REQUIRED WORK – Every line that contains the word "with" should be copied out.

SUPPLIED MATERIAL –

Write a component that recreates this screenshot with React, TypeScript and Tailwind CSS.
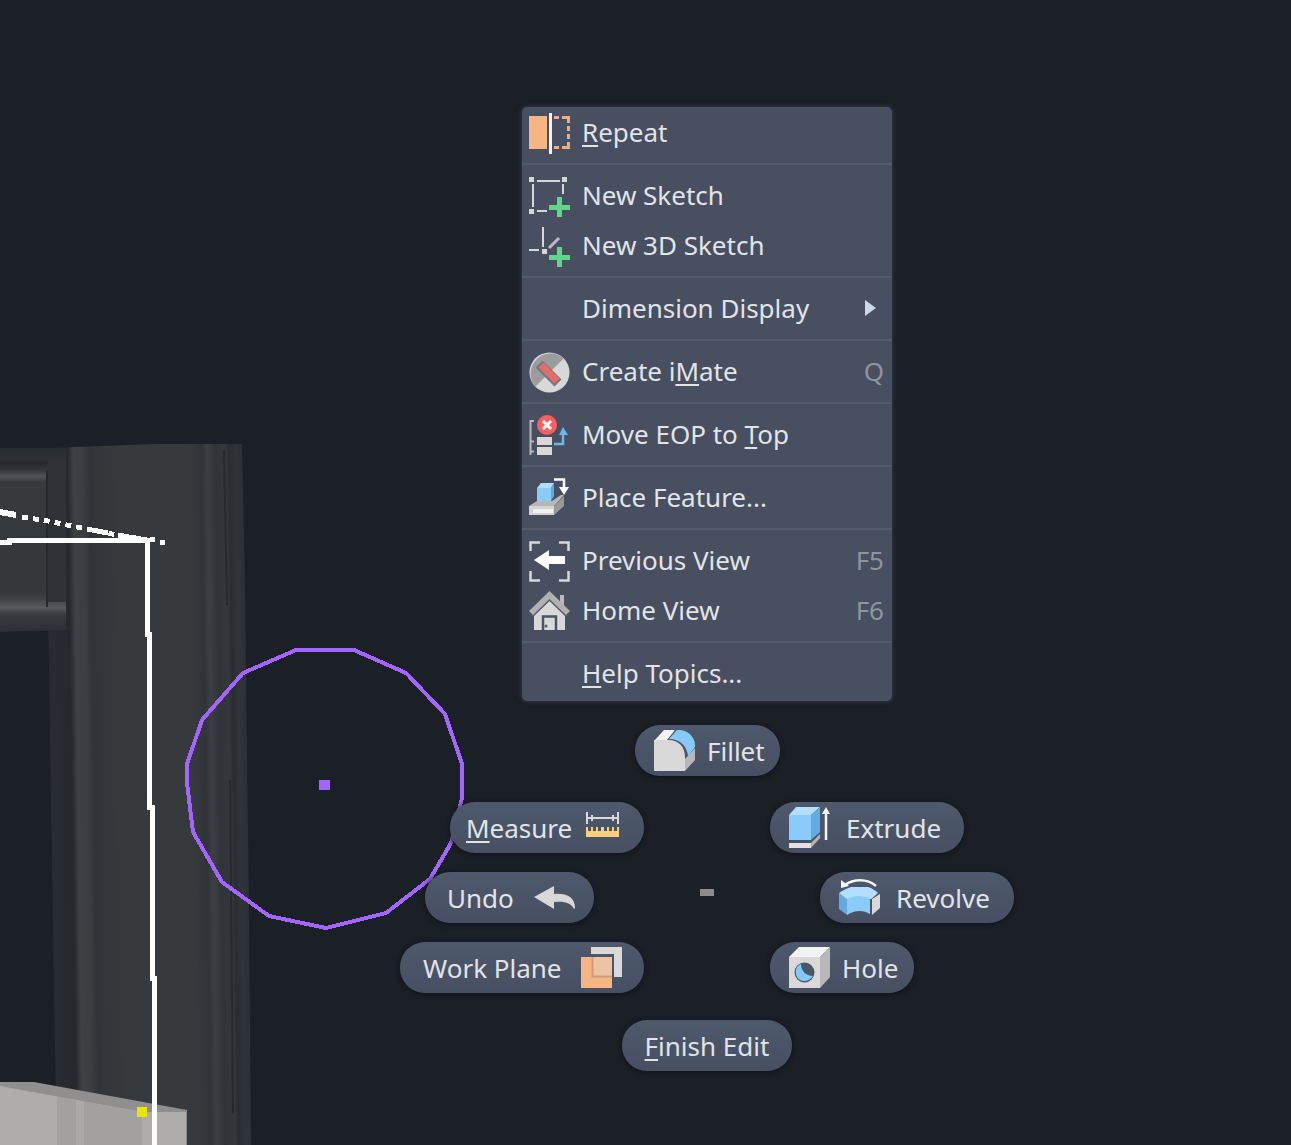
import React from 'react';

type IconProps = { children: React.ReactNode };

function Glyph({ children }: IconProps) {
  return (
    <svg className="w-[41px] h-[41px] shrink-0" viewBox="0 0 41 41" fill="none" aria-hidden="true">
      {children}
    </svg>
  );
}

const PlusBadge = () => <path d="M28 21h5v8h8v5h-8v7h-5v-7h-8v-5h8z" fill="#5fd68a" />;

const MirrorIcon = () => (
  <Glyph>
    <path d="M0 3h18v33H0z" fill="#f7b585" />
    <path d="M20 0h3v41h-3z" fill="#f1f2f4" />
    <path d="M25 3h5v3h-5zM33 3h8v7h-3V6h-5zM38 13h3v5h-3zM38 21h3v5h-3zM38 29h3v7h-8v-3h5zM25 33h5v3h-5z" fill="#f0ae80" />
  </Glyph>
);

const SketchIcon = () => (
  <Glyph>
    <path d="M0 1h5v5H0zM33 1h5v5h-5zM0 33h5v5H0zM8 4h23v2H8zM3 8h2v23H3zM8 34h10v2H8zM33 8h2v10h-2z" fill="#d6d7d9" />
    <PlusBadge />
  </Glyph>
);

const Sketch3DIcon = () => (
  <Glyph>
    <path d="M13 1h2v20h-2zM0 23h10v2H0zM13 23h5v5h-5z" fill="#d6d7d9" />
    <path d="M20 22 30 12" stroke="#b9bcc1" strokeWidth="3" />
    <PlusBadge />
  </Glyph>
);

const IMateIcon = () => (
  <Glyph>
    <circle cx="20.5" cy="20.5" r="20" fill="#d8d8d8" />
    <path d="M6.400 34.600A20 20 0 0 1 34.600 6.400z" fill="#9c9c9c" />
    <path d="m10 12 19 19" stroke="#77787c" strokeWidth="10" />
    <path d="m12 13 16 16" stroke="#e66b6b" strokeWidth="7" />
  </Glyph>
);

const EopIcon = () => (
  <Glyph>
    <path d="M5 6H1.500v34M1 26.500h4M1 36.500h4" stroke="#b8babd" strokeWidth="2" />
    <path d="M8 22h15v8H8zM8 32h15v8H8z" fill="#d8d8d8" />
    <circle cx="18" cy="10" r="10" fill="#f95f62" />
    <path d="m14 6 8 8m0-8-8 8" stroke="#fff" strokeWidth="3" />
    <path d="M25 29h9V18" stroke="#6db5ee" strokeWidth="2.500" />
    <path d="m34 12 5 8h-9z" fill="#6db5ee" />
  </Glyph>
);

const PlaceIcon = () => (
  <Glyph>
    <path d="m0 28 8-5h15l9-6h3l-10 11z" fill="#b8b8b8" />
    <path d="M0 28h25v9H0z" fill="#d3d3d3" />
    <path d="M25 28 35 18v10l-10 9z" fill="#999" />
    <path d="M4 31h20v4H4z" fill="#f2f2f2" />
    <path d="M8 10h14v13H8z" fill="#89cbf9" />
    <path d="m8 10 4-5h13l-3 5z" fill="#b3ddfb" />
    <path d="m22 10 3-5v13l-3 5z" fill="#5fa9e0" />
    <path d="M25 1.500h10V9" stroke="#fff" strokeWidth="2.500" />
    <path d="M30 9h10l-5 8z" fill="#fff" />
  </Glyph>
);

const PreviousIcon = () => (
  <Glyph>
    <path d="M1.500 10V1.500H11M30 1.500h9.500V10M39.500 30v9.500H30M11 39.500H1.500V30" stroke="#d8d9dc" strokeWidth="2.500" />
    <path d="m5 19 15-10v6h16v8H20v6z" fill="#fff" />
  </Glyph>
);

const HomeIcon = () => (
  <Glyph>
    <path d="M31 4h4v12l-4-4z" fill="#b9b9b9" />
    <path d="M20.500 10 36 25v14H5V25z" fill="#d9d9d9" />
    <path d="m3 25 17.500-17L38 25" stroke="#5d6472" strokeWidth="1.500" />
    <path d="M20.500 0 41 20l-4 4L20.500 8 4 24l-4-4z" fill="#b1b1b1" />
    <path d="M14 39V25.500h13V39" stroke="#4b5466" strokeWidth="2.500" />
    <circle cx="17" cy="35" r="1.500" fill="#555c68" />
  </Glyph>
);

const FilletIcon = () => (
  <Glyph>
    <path d="M31 29 41 18v12L31 41z" fill="#b8b8b8" />
    <path d="M0 11 10 0h11l-8 10z" fill="#f3f3f3" />
    <path d="M0 10h14c11 0 17 7 17 17v14H0z" fill="#d9d9d9" />
    <path d="M15 9 23 0c10-1 19 7 18 17l-7 9C33 16 26 9 15 9z" fill="#86cafb" />
  </Glyph>
);

const MeasureIcon = () => (
  <Glyph>
    <path d="M4 5v12M35 5v12M4 11h31M9 8v6M30 8v6" stroke="#d8d9dc" strokeWidth="2" />
    <path d="M3 20h2v4h3v-4h2v4h3v-4h2v4h3v-4h3v4h3v-4h2v4h3v-4h2v4h3v-4h2v10H3z" fill="#fccf7b" />
  </Glyph>
);

const UndoIcon = () => (
  <Glyph>
    <path d="M0 20 20 9v8c12-1 21 3 21 14l-1 1c-3-6-9-8-20-7v7z" fill="#d8d8d8" />
  </Glyph>
);

const PlaneIcon = () => (
  <Glyph>
    <path d="M10 0h31v30h-8V7H10z" fill="#d9d9d9" />
    <path d="M0 10h31v31H0z" fill="#f7b585" />
    <path d="M11 10h20v20H11z" fill="#edc3a3" />
    <path d="M11.500 10v19.500H31" stroke="#cd9b78" strokeWidth="2" />
  </Glyph>
);

const ExtrudeIcon = () => (
  <Glyph>
    <path d="M0 8h22v25H0z" fill="#89cbfb" />
    <path d="m0 8 7-8h24l-9 8z" fill="#b3defd" />
    <path d="m22 8 9-8v25l-9 8z" fill="#62aadf" />
    <path d="M0 36h22v5H0z" fill="#e3e1df" />
    <path d="m22 36 9-9v4l-9 10z" fill="#b6b5b4" />
    <path d="M37 33V5" stroke="#f5f5f5" strokeWidth="2.500" />
    <path d="m37 0 4 7h-8z" fill="#f5f5f5" />
  </Glyph>
);

const RevolveIcon = () => (
  <Glyph>
    <path d="M6 8C14 2 28 1 37 9" stroke="#f5f5f5" strokeWidth="2.500" />
    <path d="M2 3v8l8-2z" fill="#f5f5f5" />
    <path d="M33 22 41 17v14l-8 7z" fill="#d9d9d9" />
    <path d="M0 16 8 22v16l-8-6z" fill="#62aadf" />
    <path d="M0 16C4 13 9 11 12 10h17c4 1 8 4 10 6l-8 7c-7-4-15-4-22 0z" fill="#b3defd" />
    <path d="M8 22c8-4 16-4 23 0v15c-7-4-15-4-23 1z" fill="#89cbfb" />
    <path d="M32 22v16" stroke="#4c5669" strokeWidth="2" />
  </Glyph>
);

const HoleIcon = () => (
  <Glyph>
    <path d="M0 10h31v31H0z" fill="#d9d9d9" />
    <path d="m0 10 10-10h31L31 10z" fill="#f3f3f3" />
    <path d="M31 10 41 0v30L31 41z" fill="#b8b8b8" />
    <circle cx="15.500" cy="25.500" r="10" fill="#4b5568" />
    <path d="M12 17c0 7 5 12 12 12-5 8-16 6-17-2-1-5 1-8 5-10z" fill="#85c8f8" />
  </Glyph>
);

type Item = {
  label: string;
  accessKey?: number;
  icon?: React.ReactNode;
  shortcut?: string;
  submenu?: boolean;
};

const groups: Item[][] = [
  [{ label: 'Repeat', accessKey: 0, icon: <MirrorIcon /> }],
  [
    { label: 'New Sketch', icon: <SketchIcon /> },
    { label: 'New 3D Sketch', icon: <Sketch3DIcon /> },
  ],
  [{ label: 'Dimension Display', submenu: true }],
  [{ label: 'Create iMate', accessKey: 8, icon: <IMateIcon />, shortcut: 'Q' }],
  [{ label: 'Move EOP to Top', accessKey: 12, icon: <EopIcon /> }],
  [{ label: 'Place Feature...', icon: <PlaceIcon /> }],
  [
    { label: 'Previous View', icon: <PreviousIcon />, shortcut: 'F5' },
    { label: 'Home View', icon: <HomeIcon />, shortcut: 'F6' },
  ],
  [{ label: 'Help Topics...', accessKey: 0 }],
];

// Label with the access key letter underlined
function Label({ text, accessKey }: { text: string; accessKey?: number }) {
  if (accessKey === undefined) return <span className="whitespace-pre">{text}</span>;
  return (
    <span className="whitespace-pre">
      {text.slice(0, accessKey)}
      <span className="underline decoration-2 underline-offset-3 [text-decoration-skip-ink:none]">{text[accessKey]}</span>
      {text.slice(accessKey + 1)}
    </span>
  );
}

function ContextMenu() {
  return (
    <div role="menu" className="absolute left-[522px] top-[107px] w-[370px] pb-[3px] rounded-[5px] bg-[#474f61] shadow-[0_0_4px_1px_#303744]">
      {groups.map((group, i) => (
        <div key={i} className={i > 0 ? 'border-t-2 border-[#535c6d] pt-[5px] mt-[6px]' : ''}>
          {group.map((item) => (
            <button
              key={item.label}
              role="menuitem"
              className="flex items-center w-full h-[50px] pl-[7px] pr-2 text-left hover:bg-[#55607a]"
            >
              <span className="w-[53px] pt-0.5 shrink-0">{item.icon}</span>
              <Label text={item.label} accessKey={item.accessKey} />
              {item.shortcut && <span className="ml-auto text-[#8f949e]">{item.shortcut}</span>}
              {item.submenu && (
                <svg className="ml-auto mr-2 w-[11px] h-4" viewBox="0 0 11 16" aria-hidden="true">
                  <path d="M0 0 11 8 0 16z" fill="#ccd9ea" />
                </svg>
              )}
            </button>
          ))}
        </div>
      ))}
    </div>
  );
}

const pill =
  'absolute flex items-center h-[51px] rounded-[25px] bg-gradient-to-b from-[#4e596b] to-[#474f63] shadow-[0_1px_4px_1px_#12161c] hover:brightness-110';

function MarkingMenu() {
  return (
    <>
      <button className={`${pill} left-[635px] top-[725px] w-[145px] pl-[19px] gap-3`}>
        <FilletIcon />
        <Label text="Fillet" />
      </button>
      <button className={`${pill} left-[450px] top-[802px] w-[194px] pl-4`}>
        <Label text="Measure" accessKey={0} />
        <span className="ml-auto mr-5"><MeasureIcon /></span>
      </button>
      <button className={`${pill} left-[425px] top-[872px] w-[169px] pl-[22px]`}>
        <Label text="Undo" />
        <span className="ml-auto mr-[19px]"><UndoIcon /></span>
      </button>
      <button className={`${pill} left-[400px] top-[942px] w-[244px] pl-[23px]`}>
        <Label text="Work Plane" />
        <span className="ml-auto mr-[22px]"><PlaneIcon /></span>
      </button>
      <button className={`${pill} left-[770px] top-[802px] w-[194px] pl-[19px] gap-4`}>
        <ExtrudeIcon />
        <Label text="Extrude" />
      </button>
      <button className={`${pill} left-[820px] top-[872px] w-[194px] pl-[19px] gap-4`}>
        <RevolveIcon />
        <Label text="Revolve" />
      </button>
      <button className={`${pill} left-[770px] top-[942px] w-[144px] pl-[19px] gap-3`}>
        <HoleIcon />
        <Label text="Hole" />
      </button>
      <button className={`${pill} left-[622px] top-[1020px] w-[170px] justify-center`}>
        <Label text="Finish Edit" accessKey={0} />
      </button>
    </>
  );
}

// Part geometry and sketch lines behind the menus
function Viewport() {
  return (
    <svg className="absolute inset-0 w-full h-full" aria-hidden="true">
      <defs>
        <linearGradient id="post" x1="43" x2="243" y1="0" y2="0" gradientUnits="userSpaceOnUse" gradientTransform="skewX(0.8)">
          <stop offset="0" stopColor="#282c30" />
          <stop offset="0.09" stopColor="#25292e" />
          <stop offset="0.12" stopColor="#3e4245" />
          <stop offset="0.17" stopColor="#3a3e41" />
          <stop offset="0.2" stopColor="#303438" />
          <stop offset="0.27" stopColor="#34383b" />
          <stop offset="0.36" stopColor="#363a3d" />
          <stop offset="0.7" stopColor="#363a3d" />
          <stop offset="0.76" stopColor="#303438" />
          <stop offset="0.79" stopColor="#3c4043" />
          <stop offset="0.83" stopColor="#303438" />
          <stop offset="0.88" stopColor="#34383b" />
          <stop offset="0.9" stopColor="#292d31" />
          <stop offset="0.93" stopColor="#313539" />
          <stop offset="1" stopColor="#282c31" />
        </linearGradient>
        <linearGradient id="rail" x1="0" x2="0" y1="444" y2="634" gradientUnits="userSpaceOnUse">
          <stop offset="0" stopColor="#252a2e" />
          <stop offset="0.08" stopColor="#2e3236" />
          <stop offset="0.1" stopColor="#24282c" />
          <stop offset="0.14" stopColor="#34383b" />
          <stop offset="0.17" stopColor="#505456" />
          <stop offset="0.2" stopColor="#363a3d" />
          <stop offset="0.78" stopColor="#34383b" />
          <stop offset="0.82" stopColor="#404447" />
          <stop offset="0.86" stopColor="#585b5d" />
          <stop offset="0.9" stopColor="#36393d" />
          <stop offset="1" stopColor="#2b2f33" />
        </linearGradient>
      </defs>
      <path d="M48 448 157 444h85l3 140 4 330 2 231H57l-3-150-6-390z" fill="url(#post)" />
      <path d="M0 448h66v182L0 632z" fill="url(#rail)" />
      <path d="M48 460h18v142H48z" fill="#2f3337" />
      <path d="M46 470h2v137h-2zM223 450l3 155h2l-3-155zM229 780l3 334h2l-3-334z" fill="#26292e" />
      <path d="M0 1082h34l153 28v35H0z" fill="#918f8d" />
      <path d="M0 1086 142 1112h44v33H0z" fill="#afadab" />
      <path d="M57 1097 142 1112v33H57z" fill="#a3a19f" />
      <path d="m76 1100 8 2v43h-8z" fill="#adabaa" />

      <g fill="none" stroke="#fff" strokeWidth="5" shapeRendering="crispEdges">
        <path d="M0 542h9v-2h138v94h2.500v173h2.500v171h2.500v167" />
        <path d="m0 512 16 3" strokeWidth="6" />
        <path d="m22 517 26 4 24 5 40 8 35 6" strokeDasharray="6 5" />
        <path d="m92 530 16 3m10 2 28 5" />
      </g>
      <path d="M150 537h5v5h-5zM160 540h5v5h-5z" fill="#fff" />
      <path d="M137 1107h10v10h-10z" fill="#e6e600" />
      <path
        d="m296 650h58l52 23 39 41 17 50v34l-11 45-21 36-44 34-60 15-57-12-47-34-29-50-6-49v-19l15-44 41-47z"
        fill="none"
        stroke="#a464ff"
        strokeWidth="4"
        shapeRendering="crispEdges"
      />
      <path d="M319 780h11v10h-11z" fill="#a464ff" />
      <path d="M700 889h14v7h-14z" fill="#8b8c8e" />
    </svg>
  );
}

export default function App() {
  return (
    <main className="relative min-h-screen overflow-hidden bg-[#1b1f26] font-['Noto_Sans','DejaVu_Sans',sans-serif] text-[26px] leading-8 text-[#e1e4e8]">
      <Viewport />
      <ContextMenu />
      <MarkingMenu />
    </main>
  );
}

EXPECTED ANSWER –
Write a component that recreates this screenshot with React, TypeScript and Tailwind CSS.
// Label with the access key letter underlined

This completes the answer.